WALTER RUSSELL MEAD: Note to Paul Krugman: It Took More Than Markets to Ruin Detroit.

Does Krugman think that conscious deceit and fraud in the administration of the pension systems on which tens of thousands of people depend are just impersonal free market forces?

City and union officials and investment advisers have already been charged with fraud in the management of Detroit’s pension funds. The news that officials are also guilty of idiotic and irresponsible investment decisions should come as no surprise to emergency manager Kevyn Orr, or even to New York Times pundits.

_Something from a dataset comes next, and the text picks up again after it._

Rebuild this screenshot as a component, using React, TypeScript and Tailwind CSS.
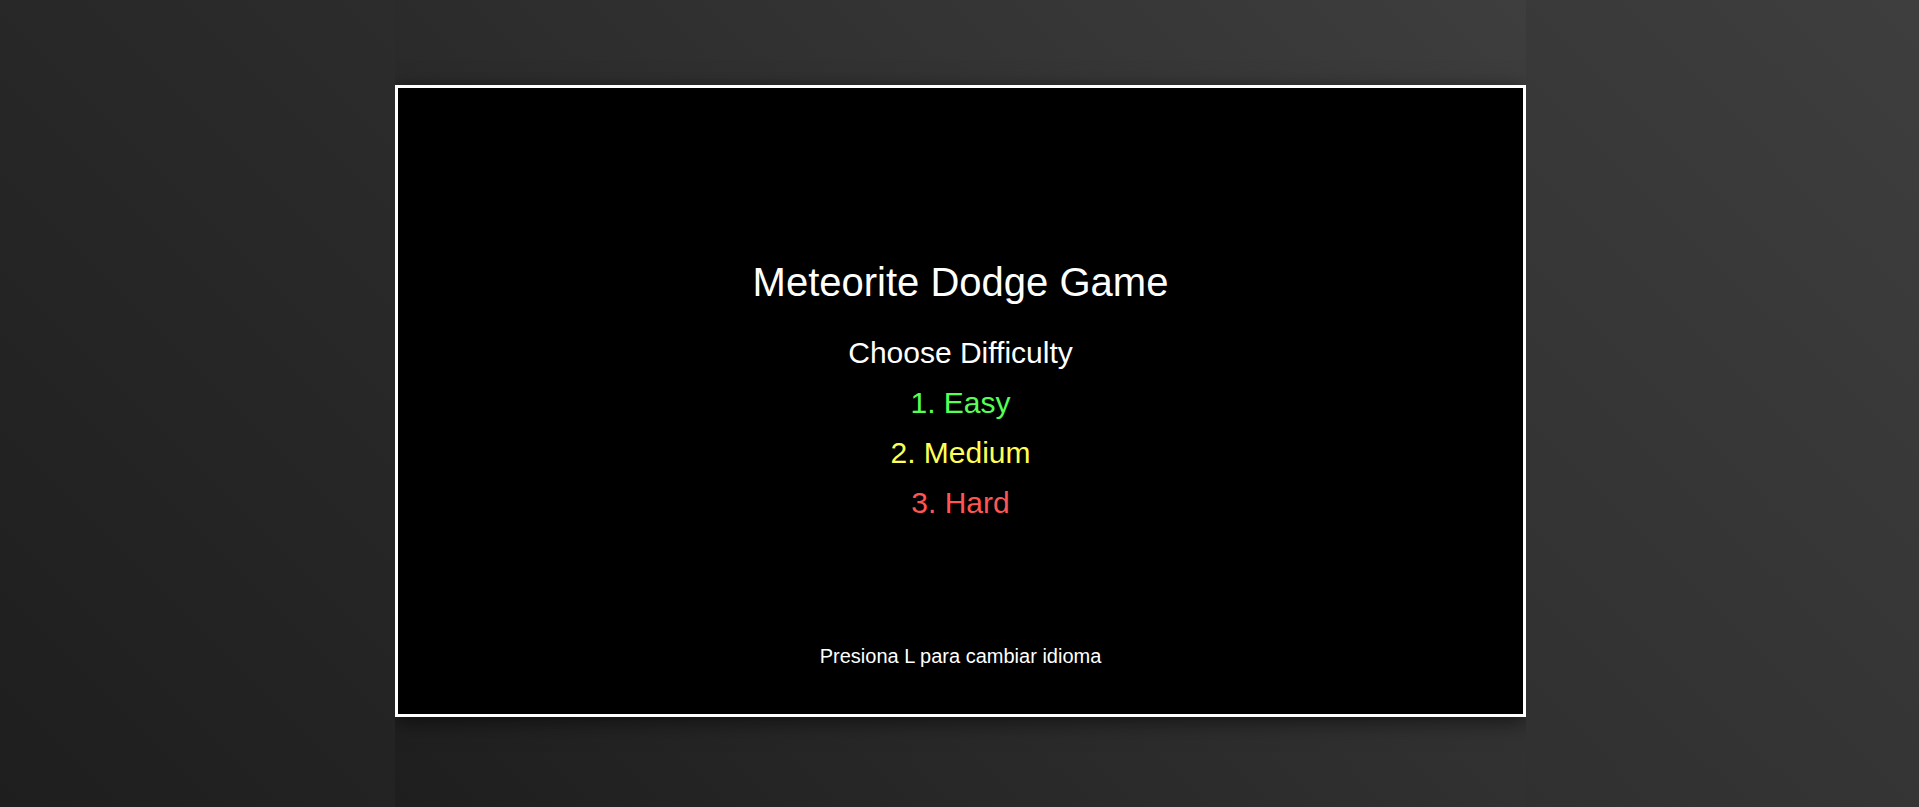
const levels = [
  { label: "1. Easy", color: "text-[#55ff55]" },
  { label: "2. Medium", color: "text-[#ffff55]" },
  { label: "3. Hard", color: "text-[#ff5555]" },
];

export default function App() {
  return (
    <div className="h-screen flex justify-center pl-[2px] bg-[linear-gradient(45deg,#1e1e1e,#3e3e3e)] font-['Liberation_Sans',Arial,sans-serif]">
      <div className="h-screen overflow-hidden flex flex-col justify-center pb-[5px] bg-[linear-gradient(45deg,#1e1e1e,#3e3e3e)]">
        {/* game screen */}
        <div className="w-[1131px] h-[632px] border-[3px] border-white bg-black shadow-[0_5px_20px_rgba(0,0,0,0.55)] flex flex-col items-center pt-[174px] pb-[48px] text-white">
          <h1 className="text-[40px] leading-[40px]">Meteorite Dodge Game</h1>
          <div className="mt-[26px] flex flex-col items-center">
            <p className="text-[30px] leading-[50px]">Choose Difficulty</p>
            {levels.map((lvl) => (
              <p key={lvl.label} className={`text-[30px] leading-[50px] ${lvl.color}`}>
                {lvl.label}
              </p>
            ))}
          </div>
          <p className="mt-auto text-[20px] leading-[20px]">Presiona L para cambiar idioma</p>
        </div>
      </div>
    </div>
  );
}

Krugman is right that Detroit is essentially Ground Zero of the disruptive changes wrought by an economy in transition. But as this story and others like it show, it’s difficult not to conclude that the city is also the victim of rampant fraud and stupidity on the part of an all-Democratic political machine. Officials decided time and again not to fund the promises they made to city pensioners, and feds and regulators just as often declined to do anything about it. If something this egregious and destructive were happening in the private sector, Mr. Krugman would (rightly, in our view) be all over it, demanding that people go to jail and regulations be tightened. He would want to investigate the ties of influence that allowed serious financial wrongdoing to go on for years without serious oversight. He’d name names and pin shame on the wrongdoers and their political allies.

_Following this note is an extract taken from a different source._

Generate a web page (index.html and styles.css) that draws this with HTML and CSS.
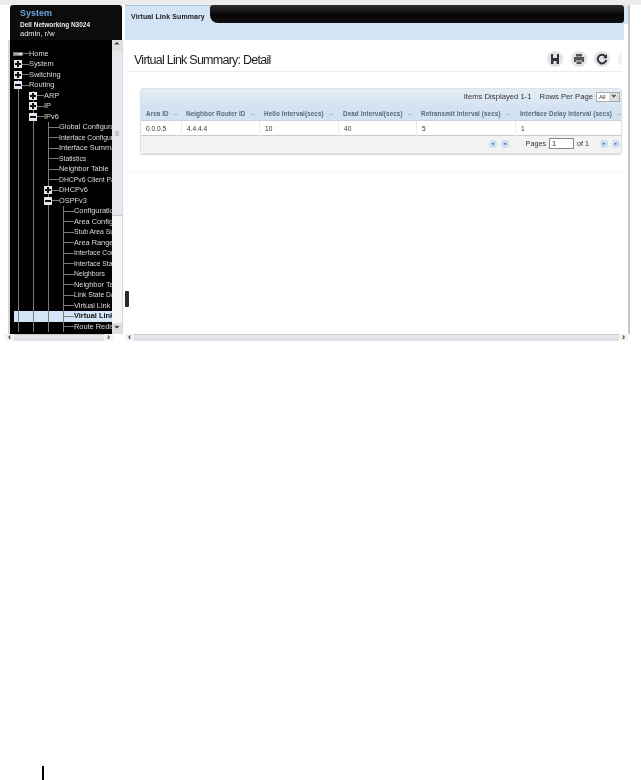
FILE: index.html
```html
<!DOCTYPE html>
<html lang="en">
<head>
<meta charset="utf-8">
<title>Virtual Link Summary</title>
<link rel="stylesheet" href="styles.css">
</head>
<body>
<div class="app">
  <aside class="side">
    <div class="brand">
      <div class="sys">System</div>
      <div class="model">Dell Networking N3024</div>
      <div class="user">admin, r/w</div>
    </div>
    <div class="treewrap">
      <nav class="tree">
        <div class="row"><span class="node leafroot"><i class="home"></i></span><span class="lb">Home</span></div>
        <div class="row"><span class="node first"><i class="ex plus"></i></span><span class="lb">System</span></div>
        <div class="row"><span class="node first"><i class="ex plus"></i></span><span class="lb">Switching</span></div>
        <div class="row"><span class="node"><i class="ex minus"></i></span><span class="lb">Routing</span></div>
        <div class="row"><span class="g"></span><span class="node"><i class="ex plus"></i></span><span class="lb">ARP</span></div>
        <div class="row"><span class="g"></span><span class="node"><i class="ex plus"></i></span><span class="lb">IP</span></div>
        <div class="row"><span class="g"></span><span class="node"><i class="ex minus"></i></span><span class="lb">IPv6</span></div>
        <div class="row"><span class="g"></span><span class="g"></span><span class="node"></span><span class="lb">Global Configuration</span></div>
        <div class="row"><span class="g"></span><span class="g"></span><span class="node"></span><span class="lb sm">Interface Configuration</span></div>
        <div class="row"><span class="g"></span><span class="g"></span><span class="node"></span><span class="lb">Interface Summary</span></div>
        <div class="row"><span class="g"></span><span class="g"></span><span class="node"></span><span class="lb sm">Statistics</span></div>
        <div class="row"><span class="g"></span><span class="g"></span><span class="node"></span><span class="lb">Neighbor Table</span></div>
        <div class="row"><span class="g"></span><span class="g"></span><span class="node"></span><span class="lb sm">DHCPv6 Client Parameters</span></div>
        <div class="row"><span class="g"></span><span class="g"></span><span class="node"><i class="ex plus"></i></span><span class="lb">DHCPv6</span></div>
        <div class="row"><span class="g"></span><span class="g"></span><span class="node"><i class="ex minus"></i></span><span class="lb">OSPFv3</span></div>
        <div class="row"><span class="g"></span><span class="g"></span><span class="g"></span><span class="node"></span><span class="lb">Configuration</span></div>
        <div class="row"><span class="g"></span><span class="g"></span><span class="g"></span><span class="node"></span><span class="lb">Area Configuration</span></div>
        <div class="row"><span class="g"></span><span class="g"></span><span class="g"></span><span class="node"></span><span class="lb sm">Stub Area Summary</span></div>
        <div class="row"><span class="g"></span><span class="g"></span><span class="g"></span><span class="node"></span><span class="lb">Area Range</span></div>
        <div class="row"><span class="g"></span><span class="g"></span><span class="g"></span><span class="node"></span><span class="lb sm">Interface Configuration</span></div>
        <div class="row"><span class="g"></span><span class="g"></span><span class="g"></span><span class="node"></span><span class="lb sm">Interface Statistics</span></div>
        <div class="row"><span class="g"></span><span class="g"></span><span class="g"></span><span class="node"></span><span class="lb sm">Neighbors</span></div>
        <div class="row"><span class="g"></span><span class="g"></span><span class="g"></span><span class="node"></span><span class="lb">Neighbor Table</span></div>
        <div class="row"><span class="g"></span><span class="g"></span><span class="g"></span><span class="node"></span><span class="lb sm">Link State Database</span></div>
        <div class="row"><span class="g"></span><span class="g"></span><span class="g"></span><span class="node"></span><span class="lb">Virtual Link Configuration</span></div>
        <div class="row sel"><span class="g"></span><span class="g"></span><span class="g"></span><span class="node"></span><span class="lb">Virtual Link Summary</span></div>
        <div class="row"><span class="g"></span><span class="g"></span><span class="g"></span><span class="node"></span><span class="lb">Route Redistribution</span></div>
      </nav>
      <div class="vbar">
        <span class="sbtn">&#8963;</span>
        <span class="thumb"><i class="grip"></i></span>
        <span class="vtrack"></span>
        <span class="sbtn down">&#8964;</span>
      </div>
    </div>
  </aside>
  <span class="handle"></span>
  <main class="main">
    <div class="tabs">
      <div class="tab">Virtual Link Summary</div>
      <div class="tabfill"></div>
    </div>
    <div class="band"></div>
    <div class="content">
      <header class="head">
        <h1>Virtual Link Summary: Detail</h1>
        <div class="tools">
          <span class="tool"><svg viewBox="0 0 16 16"><path d="M4 3h2v4h4V3h2v10H4z M6.500 10h3v3h-3z" fill="#333" fill-rule="evenodd"/></svg></span>
          <span class="tool"><svg viewBox="0 0 16 16"><path d="M5 3h6v2.500H5z M3 6h10v5h-2V9.500H5V11H3z M5.500 10.500h5v2.500h-5z" fill="#555"/></svg></span>
          <span class="tool"><svg viewBox="0 0 16 16"><path d="M11.500 5.500A4.300 4.300 0 1 0 12.300 9" fill="none" stroke="#333" stroke-width="2"/><path d="M13 3v4.200H9z" fill="#333"/></svg></span>
          <span class="tool cut"></span>
        </div>
      </header>
      <section class="panel">
        <div class="ptop">
          <span>Items Displayed 1-1</span>
          <span class="rpp">Rows Per Page</span>
          <span class="sel-box"><span class="sel-val">All</span><span class="sel-arrow">&#8964;</span></span>
        </div>
        <div class="grid ghead">
          <span>Area ID</span><span>Neighbor Router ID</span><span>Hello Interval(secs)</span><span>Dead Interval(secs)</span><span>Retransmit Interval (secs)</span><span>Interface Delay Interval (secs)</span>
        </div>
        <div class="grid gbody">
          <span>0.0.0.5</span><span>4.4.4.4</span><span>10</span><span>40</span><span>5</span><span>1</span>
        </div>
        <div class="pfoot">
          <span class="pg">&#9668;</span><span class="pg">&#9668;</span>
          <span class="plabel">Pages</span><span class="pinput">1</span><span class="pof">of 1</span>
          <span class="pg">&#9658;</span><span class="pg">&#9658;</span>
        </div>
      </section>
      <div class="rule"></div>
    </div>
  </main>
</div>
<div class="hbars">
  <div class="hbar left"><span class="arr">&#8249;</span><span class="hthumb"></span><span class="arr">&#8250;</span></div>
  <div class="hbar right"><span class="arr">&#8249;</span><span class="hthumb"></span><span class="arr">&#8250;</span></div>
</div>
<div class="mark"></div>
</body>
</html>
```
FILE: styles.css
```css
* { box-sizing: border-box; }
html, body { margin: 0; padding: 0; background: #fff; overflow: hidden; }
body { font-family: "Liberation Sans", Arial, sans-serif; height: 780px; }

.app {
  position: relative;
  display: flex;
  height: 334px;
  padding-top: 5px;
  background: linear-gradient(#ececec 0, #ececec 5px, #fff 5px);
}

/* side */
.side { width: 115px; margin-left: 8px; display: flex; flex-direction: column; flex: none; }
.brand {
  height: 35px; margin-left: 2px; width: 112px; background: #0c0c0c; color: #fff;
  border-radius: 3px 3px 0 0; padding: 3px 0 0 10px;
  filter: blur(.3px);
}
.sys { font-size: 9px; font-weight: bold; color: #6ea4dc; line-height: 11px; }
.model { font-size: 6.500px; line-height: 9px; margin-top: 1px; font-weight: bold; color: #e8e8e8; }
.user { font-size: 7.500px; line-height: 9px; color: #e8e8e8; }
.treewrap { display: flex; flex: 1; min-height: 0; background: #d8d8d8; padding-left: 2px; }
.tree {
  width: 102px; background: #000; padding: 8.500px 0 0 1px; overflow: hidden;
  filter: blur(.3px);
}
.row { display: flex; height: 10.500px; color: #dcdcdc; white-space: nowrap; }
.g, .node { width: 15px; flex: none; height: 100%; }
.g { background: linear-gradient(#7a7a7a, #7a7a7a) 7px 0 / 1px 100% no-repeat; }
.node {
  width: 18px; display: flex; align-items: center; padding-left: 3px;
  background:
    linear-gradient(#7a7a7a, #7a7a7a) 7px 0 / 1px 100% no-repeat,
    linear-gradient(#7a7a7a, #7a7a7a) 7px 50% / 11px 1px no-repeat;
}
.leafroot, .first { background: linear-gradient(#7a7a7a, #7a7a7a) 7px 50% / 11px 1px no-repeat; }
.lb { font-size: 7.400px; line-height: 10.500px; }
.lb.sm { font-size: 6.800px; }
.ex { display: block; width: 8px; height: 8px; background-color: #e3ebf4; }
.minus { background: linear-gradient(#111, #111) 50% 50% / 6px 2px no-repeat #dfe7f0; }
.plus {
  background:
    linear-gradient(#111, #111) 50% 50% / 6px 2px no-repeat,
    linear-gradient(#111, #111) 50% 50% / 2px 6px no-repeat #dfe7f0;
}
.home { display: block; width: 10px; height: 4px; margin-left: -1px; background: linear-gradient(90deg, #9ab88f 60%, #ddd 60%); border: 1px solid #777; }
.sel { background: #d3e4f7; color: #111; margin-left: 3px; }
.sel .g:first-child { width: 12px; background-position: 4px 0; }
.sel .lb { font-weight: bold; }

.vbar { width: 10px; flex: none; display: flex; flex-direction: column; background: #f1f1f1; }
.sbtn { height: 11px; flex: none; background: #dedede; color: #222; font-size: 9px; line-height: 13px; text-align: center; font-weight: bold; }
.down { line-height: 5px; }
.thumb { height: 165px; flex: none; background: #e7e8ee; border-bottom: 1px solid #ccc; display: flex; align-items: center; justify-content: center; }
.grip { display: block; width: 4px; height: 5px; background: #c4c5cc; }
.vtrack { flex: 1; background: #f6f6f6; }

.handle { position: absolute; left: 125px; top: 291px; width: 4px; height: 16px; background: #2a2a2e; border-radius: 1px; z-index: 2; }

/* main */
.main { width: 505px; margin-left: 2px; flex: none; display: flex; flex-direction: column; border-right: 2px solid #c4c4c4; position: relative; }
.tabs { display: flex; height: 19px; background: #d3e4f5; padding-right: 4px; }
.tab {
  width: 85px; padding: 5px 0 0 6px; background: #d3e4f5; border-top: 1px solid #a9c4de;
  font-size: 7px; font-weight: bold; color: #222; line-height: 11px; letter-spacing: .1px;
  filter: blur(.3px);
}
.tabfill { flex: 1; background: linear-gradient(#2e2e2e, #050505 55%, #111); border-radius: 3px 3px 3px 8px; height: 18px; }
.band { height: 16px; background: #d3e4f5; margin-right: 4px; flex: none; }
.content { flex: 1; background: #fff; padding: 0 6px 0 4px; overflow: hidden; filter: blur(.3px); }
.head { height: 32px; border-bottom: 1px solid #ececec; display: flex; align-items: center; justify-content: space-between; padding: 6px 0 0 5px; }
h1 { margin: 2px 0 0; font-size: 12.500px; font-weight: normal; color: #222; letter-spacing: -.75px; }
.tools { display: flex; gap: 7.500px; width: 75px; overflow: hidden; flex: none; }
.tool {
  width: 16px; height: 16px; flex: none; border-radius: 50%; background: #e3e4ea;
  display: block;
}
.tool svg { display: block; width: 16px; height: 16px; }
.cut { background: #f1f1f3; }

.panel { margin: 16px 0 0 11px; border: 1px solid #dfe1e4; border-radius: 3px; box-shadow: 0 1px 1px #d4d4d4; }
.ptop {
  height: 17px; display: flex; justify-content: flex-end; align-items: center;
  font-size: 7.700px; color: #333; padding: 0 1px 2px 0; gap: 8px;
  background: linear-gradient(#e3edf6, #d6e4f2);
}
.sel-box { display: flex; width: 24px; height: 10px; border: 1px solid #aaa; background: #fff; margin-left: -5px; }
.sel-val { flex: 1; font-size: 6px; line-height: 8px; padding-left: 2px; }
.sel-arrow { width: 10px; background: #ddd; font-size: 9px; line-height: 3px; text-align: center; font-weight: bold; }
.grid { display: grid; grid-template-columns: 40px 78px 79px 78px 99px 1fr; }
.ghead { height: 15px; background: #d3e2f0; color: #566a7e; font-size: 6.300px; font-weight: bold; line-height: 15px; border-bottom: 1px solid #c4d2e0; letter-spacing: .1px; white-space: nowrap; }
.ghead span, .gbody span { padding-left: 5px; }
.ghead span::after { content: ""; display: inline-block; width: 4px; height: 1px; margin-left: 5px; vertical-align: middle; background: #a8bfd6; }
.gbody { height: 15px; font-size: 6.600px; line-height: 15px; color: #333; border-bottom: 1px solid #c9c9c9; }
.gbody span + span { border-left: 1px solid #ececec; }
.pfoot {
  height: 17px; background: #f2f2f2; display: flex; align-items: center; justify-content: flex-end;
  font-size: 7.200px; color: #333; padding: 0 1px 2px 0;
}
.pg { width: 8px; height: 8px; border-radius: 50%; background: #cfdcf2; color: #3c5ca0; font-size: 4px; line-height: 8px; text-align: center; margin-left: 4px; }
.plabel { margin-left: 17px; }
.pinput { width: 25px; height: 11px; margin-left: 3px; background: #fff; border: 1px solid #888; font-size: 7.500px; line-height: 10px; padding-left: 2px; }
.pof { margin: 0 7px 0 3px; }
.rule { height: 1px; background: #f4f4f4; margin-top: 18px; }

/* bottom scrollbars */
.hbars { display: flex; height: 7px; padding-left: 5px; overflow: hidden; background: #fff; }
.hbar { display: flex; height: 7px; background: linear-gradient(#c8c8cc 0, #c8c8cc 1px, #e8e8ee 1px, #dcdce4); color: #222; font-size: 9px; line-height: 6px; font-weight: bold; }
.hbar.left { width: 108px; }
.hbar.right { width: 503px; margin-left: 12px; }
.arr { width: 9px; text-align: center; background: #f2f2f2; flex: none; }
.hthumb { flex: 1; }
.mark { width: 2px; height: 14px; margin: 425px 0 0 42px; background: #000; }
```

Detroit didn’t just wither in the face of changing economic conditions. It failed to adapt. Motor City is littered with dumb “recovery” ideas like the grandiose and badly named “Renaissance Center” in the dead heart of downtown. Race baiting politics by corrupt hacks who cynically invoked racial stereotypes and stoked hatred to build popular support for criminal rule (a milder, home-grown style of the politics of Robert Mugabe in Zimbabwe) made a bad situation much worse. The soft bigotry of low expectations meant that neither federal nor state prosecutors intervened until very late as the thieves looted the ruins. The civil rights establishment kept its eyes devoutly averted and its lips firmly sealed as a generation of fraudsters ruined the city, wrecked the pension system, turned city administration into a swamp of ineffective and corrupt failure, and denied a generation of schoolchildren any serious educational opportunity.

Is all this really “just one of those things?”

If the alternative is examining your premises and arriving at conclusions that New York Times readers may find uncongenial, then yes.